Using False Alarms to Disable Security

I wrote about this technique in Beyond Fear:

Beginning Sunday evening, the robbers intentionally set off the gallery’s alarm system several times without entering the building, according to police.

The security staffers on duty, who investigated and found no disturbances, subsequently disabled at least one alarm. The burglars then entered through a balcony door.

Posted on January 19, 2012 at 6:36 AM36 Comments

Comments

Hauke January 19, 2012 7:03 AM

“How to Steal a Million” with Audrey Hepburn and Peter O’Toole. Certainly not the only classic movie where this method is used.

Brian January 19, 2012 7:06 AM

A classic technique. My favorite cinematic use is in “How to Steal a Million”, where the alarm which disturbs government officials’ sleep is ultimately disabled.

Kostas P. January 19, 2012 7:31 AM

Funniest part: the director of the Greek National Gallery insists that it is safe and that security staff is well trained…

Kurt Nelson January 19, 2012 7:39 AM

This is apparently how the last successful stealing of the T at Georgia Tech was pulled, the students would trip the alarm on a nightly basis so campus police would get slower and slower to respond.

Russell January 19, 2012 7:47 AM

This goes way back. In fact Mark Twain wrote about it in “The McWilliamses And The Burglar Alarm” in 1882!

Spoiler: “…It was at this unprotected time that the heaviest calamity of all happened. The burglars walked in one night and carried off the burglar alarm! yes, sir, every hide and hair of it”

Full Text here:
http://www.readbookonline.net/readOnLine/359/

Tim January 19, 2012 8:03 AM

Used in the robbery of the Beit art collection from Russborough House by the Martic Cahill (nicknamed ‘The General’) gang, notorious Dublin gang in the 1980s. The gang broke in through a window and place gum on the various PIR sensors and then immediatly left, locking the window behind them.
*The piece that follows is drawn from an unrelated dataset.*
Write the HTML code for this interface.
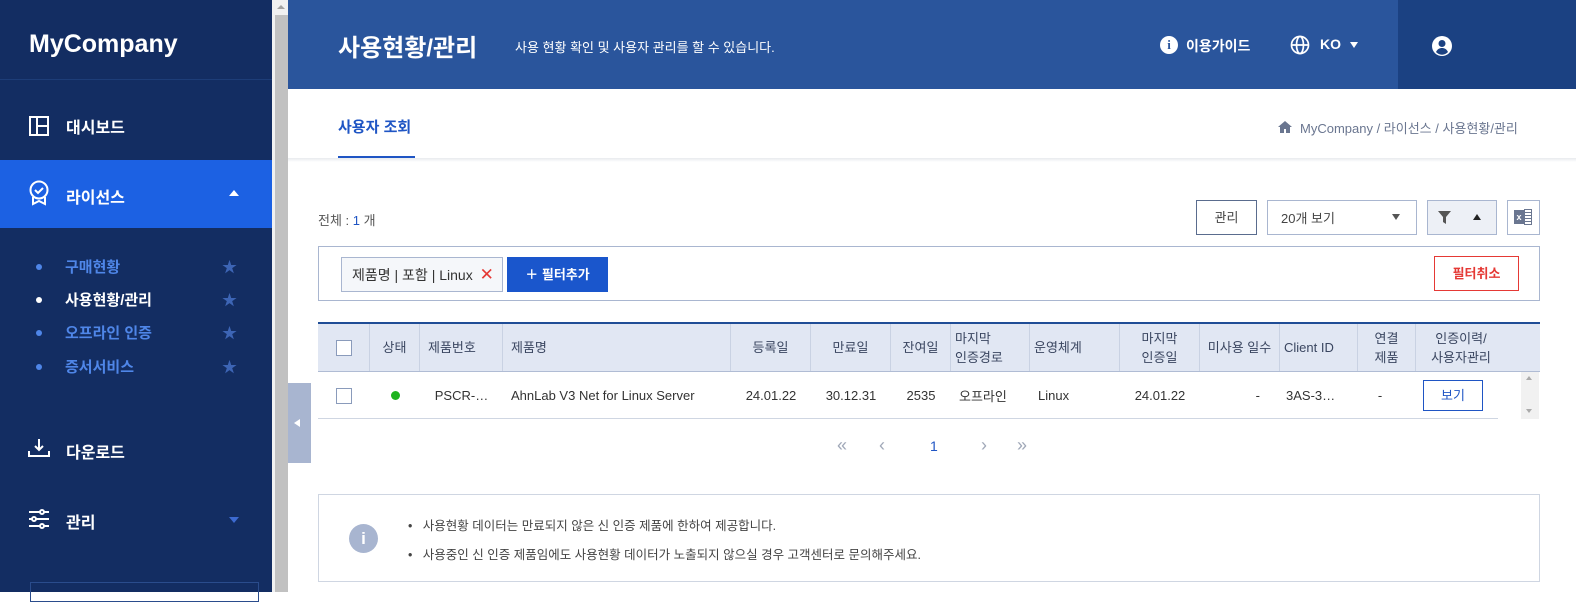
<!DOCTYPE html>
<html><head><meta charset="utf-8"><style>
*{box-sizing:border-box;margin:0;padding:0}
body{width:1576px;height:592px;overflow:hidden;position:relative;background:#fff;font-family:"Liberation Sans","Noto Sans CJK KR",sans-serif;color:#333}
.abs{position:absolute}
#side{left:0;top:0;width:272px;height:592px;background:#132d62}
.logo{left:29px;top:30px;font-size:25px;font-weight:bold;color:#fff}
.menu{color:#fff;font-size:16px;font-weight:bold}
.sub{font-size:15px;font-weight:bold;color:#4f86e8}
.dot{width:6px;height:6px;border-radius:50%;background:#4f86e8}
.star{color:#3d65b5;font-size:15px}
.th{position:absolute;top:0;height:47px;display:flex;align-items:center;justify-content:center;text-align:center;font-size:13px;color:#3a4660;line-height:19px;border-right:1px solid #c9d2e3}
.td{position:absolute;top:0;height:47px;display:flex;align-items:center;justify-content:center;font-size:13px;color:#333}
</style></head><body>
<div id="side" class="abs">
 <div class="abs logo">MyCompany</div>
 <div class="abs" style="left:0;top:79px;width:272px;height:1px;background:#1d3d78"></div>
 <svg class="abs" style="left:29px;top:116px" width="20" height="20" viewBox="0 0 20 20" fill="none" stroke="#fff" stroke-width="2"><rect x="1" y="1" width="18" height="18"/><path d="M8 1v18M8 10h11"/></svg>
 <div class="abs menu" style="left:66px;top:114px">대시보드</div>
 <div class="abs" style="left:0;top:160px;width:272px;height:68px;background:#1c61e3"></div>
 <svg class="abs" style="left:28px;top:180px" width="22" height="26" viewBox="0 0 22 26" fill="none" stroke="#fff" stroke-width="2"><circle cx="11" cy="10" r="8.5"/><path d="M7 10l3 3 5-5M5 17v7l6-3 6 3v-7"/></svg>
 <div class="abs menu" style="left:66px;top:184px">라이선스</div>
 <div class="abs" style="left:229px;top:190px;width:0;height:0;border-left:5px solid transparent;border-right:5px solid transparent;border-bottom:6px solid #fff"></div>
 <div class="abs dot" style="left:36px;top:264px"></div><div class="abs sub" style="left:65px;top:256px">구매현황</div><div class="abs star" style="left:222px;top:256px">★</div>
 <div class="abs dot" style="left:36px;top:297px;background:#fff"></div><div class="abs sub" style="left:65px;top:289px;color:#fff">사용현황/관리</div><div class="abs star" style="left:222px;top:289px">★</div>
 <div class="abs dot" style="left:36px;top:330px"></div><div class="abs sub" style="left:65px;top:322px">오프라인 인증</div><div class="abs star" style="left:222px;top:322px">★</div>
 <div class="abs dot" style="left:36px;top:364px"></div><div class="abs sub" style="left:65px;top:356px">증서서비스</div><div class="abs star" style="left:222px;top:356px">★</div>
 <svg class="abs" style="left:28px;top:438px" width="22" height="20" viewBox="0 0 22 20" fill="none" stroke="#fff" stroke-width="2"><path d="M11 1v11M7 8l4 4 4-4M1 13v5h20v-5"/></svg>
 <div class="abs menu" style="left:66px;top:439px">다운로드</div>
 <svg class="abs" style="left:28px;top:509px" width="22" height="20" viewBox="0 0 22 20" fill="none" stroke="#fff" stroke-width="2"><path d="M1 3h20M1 10h20M1 17h20"/><circle cx="14" cy="3" r="2" fill="#132d62"/><circle cx="6" cy="10" r="2" fill="#132d62"/><circle cx="14" cy="17" r="2" fill="#132d62"/></svg>
 <div class="abs menu" style="left:66px;top:509px">관리</div>
 <div class="abs" style="left:229px;top:517px;border-left:5px solid transparent;border-right:5px solid transparent;border-top:6px solid #3d6ad0"></div>
 <div class="abs" style="left:30px;top:582px;width:229px;height:20px;border:1px solid #2a4c8c"></div>
</div>
<div class="abs" style="left:272px;top:0;width:16px;height:592px;background:#f1f1f1"></div>
<div class="abs" style="left:275px;top:15px;width:13px;height:577px;background:#c1c1c1"></div>
<div class="abs" style="left:277px;top:5px;border-left:4px solid transparent;border-right:4px solid transparent;border-bottom:4px solid #a3a3a3"></div>
<div class="abs" style="left:288px;top:0;width:1110px;height:89px;background:#2a559c"></div>
<div class="abs" style="left:1398px;top:0;width:178px;height:89px;background:#1b4182"></div>
<div class="abs" style="left:338px;top:28px;font-size:24px;font-weight:bold;color:#fff">사용현황/관리</div>
<div class="abs" style="left:515px;top:37px;font-size:13px;color:#fff">사용 현황 확인 및 사용자 관리를 할 수 있습니다.</div>
<div class="abs" style="left:1160px;top:36px;width:18px;height:18px;border-radius:50%;background:#fff;color:#2a559c;font-size:13px;font-weight:bold;text-align:center;line-height:18px;font-family:'Liberation Serif',serif">i</div>
<div class="abs" style="left:1186px;top:36px;font-size:14px;font-weight:bold;color:#fff">이용가이드</div>
<svg class="abs" style="left:1290px;top:35px" width="20" height="20" viewBox="0 0 20 20" fill="none" stroke="#fff" stroke-width="1.7"><circle cx="10" cy="10" r="8.5"/><ellipse cx="10" cy="10" rx="3.5" ry="8.5"/><path d="M1.5 10h17"/></svg>
<div class="abs" style="left:1320px;top:36px;font-size:14px;font-weight:bold;color:#fff">KO</div>
<div class="abs" style="left:1350px;top:42px;border-left:4px solid transparent;border-right:4px solid transparent;border-top:6px solid #fff"></div>
<svg class="abs" style="left:1432px;top:36px" width="20" height="20" viewBox="0 0 20 20"><circle cx="10" cy="10" r="10" fill="#fff"/><circle cx="10" cy="7.5" r="3.5" fill="#1b4182"/><path d="M4 16c1.5-3 3.5-4 6-4s4.5 1 6 4a8 8 0 0 1-12 0z" fill="#1b4182"/></svg>
<div class="abs" style="left:288px;top:158px;width:1288px;height:4px;background:linear-gradient(#e8eaee,#fff)"></div>
<div class="abs" style="left:338px;top:116px;font-size:15px;font-weight:bold;color:#1f55c4">사용자 조회</div>
<div class="abs" style="left:338px;top:156px;width:77px;height:2px;background:#1f55c4"></div>
<svg class="abs" style="left:1278px;top:121px" width="14" height="12" viewBox="0 0 14 12"><path d="M7 0L0 6h2v6h4V8h2v4h4V6h2z" fill="#6a7690"/></svg>
<div class="abs" style="left:1300px;top:118px;font-size:13px;color:#6a7690">MyCompany / 라이선스 / 사용현황/관리</div>
<div class="abs" style="left:318px;top:210px;font-size:13px;color:#555">전체 : <span style="color:#1f55c4">1</span> 개</div>
<div class="abs" style="left:1196px;top:200px;width:61px;height:35px;border:1px solid #5a6c8e;font-size:13px;color:#444;text-align:center;line-height:33px">관리</div>
<div class="abs" style="left:1267px;top:200px;width:150px;height:35px;border:1px solid #a9b6d0;font-size:13px;color:#444;padding-left:13px;line-height:35px">20개 보기</div>
<div class="abs" style="left:1392px;top:214px;border-left:4px solid transparent;border-right:4px solid transparent;border-top:6px solid #555"></div>
<div class="abs" style="left:1427px;top:200px;width:70px;height:35px;border:1px solid #a9b6d0;background:#edf0f6"></div>
<svg class="abs" style="left:1438px;top:211px" width="13" height="13" viewBox="0 0 13 13"><path d="M0 0h13L8 6v7L5 11V6z" fill="#555"/></svg>
<div class="abs" style="left:1473px;top:214px;border-left:4px solid transparent;border-right:4px solid transparent;border-bottom:6px solid #222"></div>
<div class="abs" style="left:1507px;top:200px;width:33px;height:35px;border:1px solid #a9b6d0"></div>
<div class="abs" style="left:1514px;top:210px;width:10px;height:14px;background:#6a7690;color:#fff;font-size:9px;font-weight:bold;line-height:14px;text-align:center">x</div>
<div class="abs" style="left:1524px;top:209px;width:8px;height:16px;border:1px solid #6a7690;background:repeating-linear-gradient(#fff 0 2px,#6a7690 2px 3px)"></div>
<div class="abs" style="left:318px;top:246px;width:1222px;height:55px;border:1px solid #a9b6d0"></div>
<div class="abs" style="left:341px;top:257px;width:162px;height:35px;border:1px solid #a9b6d0;background:#f5f7fa;font-size:14px;color:#333;line-height:33px;padding-left:10px">제품명 | 포함 | Linux <span style="color:#e53935;font-size:17px;margin-left:3px">✕</span></div>
<div class="abs" style="left:507px;top:257px;width:101px;height:35px;background:#1a56cc;color:#fff;font-size:13px;font-weight:bold;text-align:center;line-height:35px">＋ 필터추가</div>
<div class="abs" style="left:1434px;top:256px;width:85px;height:35px;border:1px solid #e53935;color:#e53935;font-size:13px;font-weight:bold;text-align:center;line-height:33px">필터취소</div>
<div class="abs" style="left:288px;top:383px;width:23px;height:80px;background:#a8b5d0"></div>
<div class="abs" style="left:294px;top:419px;border-top:4px solid transparent;border-bottom:4px solid transparent;border-right:6px solid #fff"></div>
<div class="abs" style="left:318px;top:322px;width:1222px;height:2px;background:#1f4d96"></div>
<div class="abs" style="left:318px;top:324px;width:1222px;height:48px;background:#e1e7f3;border-bottom:1px solid #b0bcd4">
 <div class="th" style="left:0;width:52px"><div style="width:16px;height:16px;border:1px solid #8a9bbb;background:#fff"></div></div>
 <div class="th" style="left:52px;width:50px">상태</div>
 <div class="th" style="left:102px;width:83px;justify-content:flex-start;padding-left:8px">제품번호</div>
 <div class="th" style="left:185px;width:228px;justify-content:flex-start;padding-left:8px">제품명</div>
 <div class="th" style="left:413px;width:80px">등록일</div>
 <div class="th" style="left:493px;width:80px">만료일</div>
 <div class="th" style="left:573px;width:60px">잔여일</div>
 <div class="th" style="left:633px;width:79px;justify-content:flex-start;padding-left:4px;text-align:left">마지막<br>인증경로</div>
 <div class="th" style="left:712px;width:90px;justify-content:flex-start;padding-left:4px">운영체계</div>
 <div class="th" style="left:802px;width:80px">마지막<br>인증일</div>
 <div class="th" style="left:882px;width:80px">미사용 일수</div>
 <div class="th" style="left:962px;width:78px;justify-content:flex-start;padding-left:4px">Client ID</div>
 <div class="th" style="left:1040px;width:58px">연결<br>제품</div>
 <div class="th" style="left:1098px;width:90px;border-right:none">인증이력/<br>사용자관리</div>
</div>
<div class="abs" style="left:318px;top:372px;width:1180px;height:47px;border-bottom:1px solid #cfd6e2">
 <div class="td" style="left:0;width:52px"><div style="width:16px;height:16px;border:1px solid #8a9bbb"></div></div>
 <div class="td" style="left:52px;width:50px"><div style="width:9px;height:9px;border-radius:50%;background:#1fb31f"></div></div>
 <div class="td" style="left:102px;width:83px">PSCR-…</div>
 <div class="td" style="left:185px;width:228px;justify-content:flex-start;padding-left:8px">AhnLab V3 Net for Linux Server</div>
 <div class="td" style="left:413px;width:80px">24.01.22</div>
 <div class="td" style="left:493px;width:80px">30.12.31</div>
 <div class="td" style="left:573px;width:60px">2535</div>
 <div class="td" style="left:633px;width:79px;justify-content:flex-start;padding-left:8px">오프라인</div>
 <div class="td" style="left:712px;width:90px;justify-content:flex-start;padding-left:8px">Linux</div>
 <div class="td" style="left:802px;width:80px">24.01.22</div>
 <div class="td" style="left:882px;width:80px;justify-content:flex-end;padding-right:20px">-</div>
 <div class="td" style="left:962px;width:78px;justify-content:flex-start;padding-left:6px">3AS-3…</div>
 <div class="td" style="left:1040px;width:44px">-</div>
 <div class="td" style="left:1105px;width:60px"><div style="width:60px;height:31px;border:1px solid #1f55c4;color:#1f55c4;text-align:center;line-height:29px">보기</div></div>
</div>
<div class="abs" style="left:1521px;top:372px;width:18px;height:47px;background:#f1f1f1"></div>
<div class="abs" style="left:1526px;top:376px;border-left:3px solid transparent;border-right:3px solid transparent;border-bottom:4px solid #aaa"></div>
<div class="abs" style="left:1526px;top:409px;border-left:3px solid transparent;border-right:3px solid transparent;border-top:4px solid #aaa"></div>
<div class="abs" style="left:837px;top:435px;font-size:18px;color:#a0a8b8">«</div>
<div class="abs" style="left:879px;top:435px;font-size:18px;color:#a0a8b8">‹</div>
<div class="abs" style="left:930px;top:438px;font-size:14px;color:#1f55c4">1</div>
<div class="abs" style="left:981px;top:435px;font-size:18px;color:#a0a8b8">›</div>
<div class="abs" style="left:1017px;top:435px;font-size:18px;color:#a0a8b8">»</div>
<div class="abs" style="left:318px;top:494px;width:1222px;height:88px;border:1px solid #cfd6e2"></div>
<div class="abs" style="left:349px;top:524px;width:29px;height:29px;border-radius:50%;background:#a8b5d0;color:#fff;font-size:17px;font-weight:bold;text-align:center;line-height:29px">i</div>
<div class="abs" style="left:408px;top:515px;font-size:12.5px;color:#444">•&nbsp;&nbsp; 사용현황 데이터는 만료되지 않은 신 인증 제품에 한하여 제공합니다.</div>
<div class="abs" style="left:408px;top:544px;font-size:12.5px;color:#444">•&nbsp;&nbsp; 사용중인 신 인증 제품임에도 사용현황 데이터가 노출되지 않으실 경우 고객센터로 문의해주세요.</div>
</body></html>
After the police arrived and found nothing, the gang broke in again and robbed a lot of paintings at their leisure.

Nacho January 19, 2012 8:55 AM

Car alarms that trigger on vibration always struck me as very insecure for this same reason. If a bus, a truck, or just a loud car drives by, the alarm is triggered. That happens many times a day, so owners (and perhaps more importantly) onlookers are just trained to ignore alarms. They end up being completely useless, just annoying.

Dave C. January 19, 2012 9:28 AM

It would be interesting to know what the optimal number of annoying false alarms is before people will turn the alarm off.

Scott H January 19, 2012 9:50 AM

“Car alarms that trigger on vibration always struck me as very insecure for this same reason. If a bus, a truck, or just a loud car drives by, the alarm is triggered.”

We used to go to a small (but good) restaurant after working at the scene shop regularly. Every time, this little red car would start yelling PROTECTED BY VIPER, STAND BACK as we walked across the lot. Apparently, just being withing 20 meters of the car was enough to set it off. So everyone just ignored it.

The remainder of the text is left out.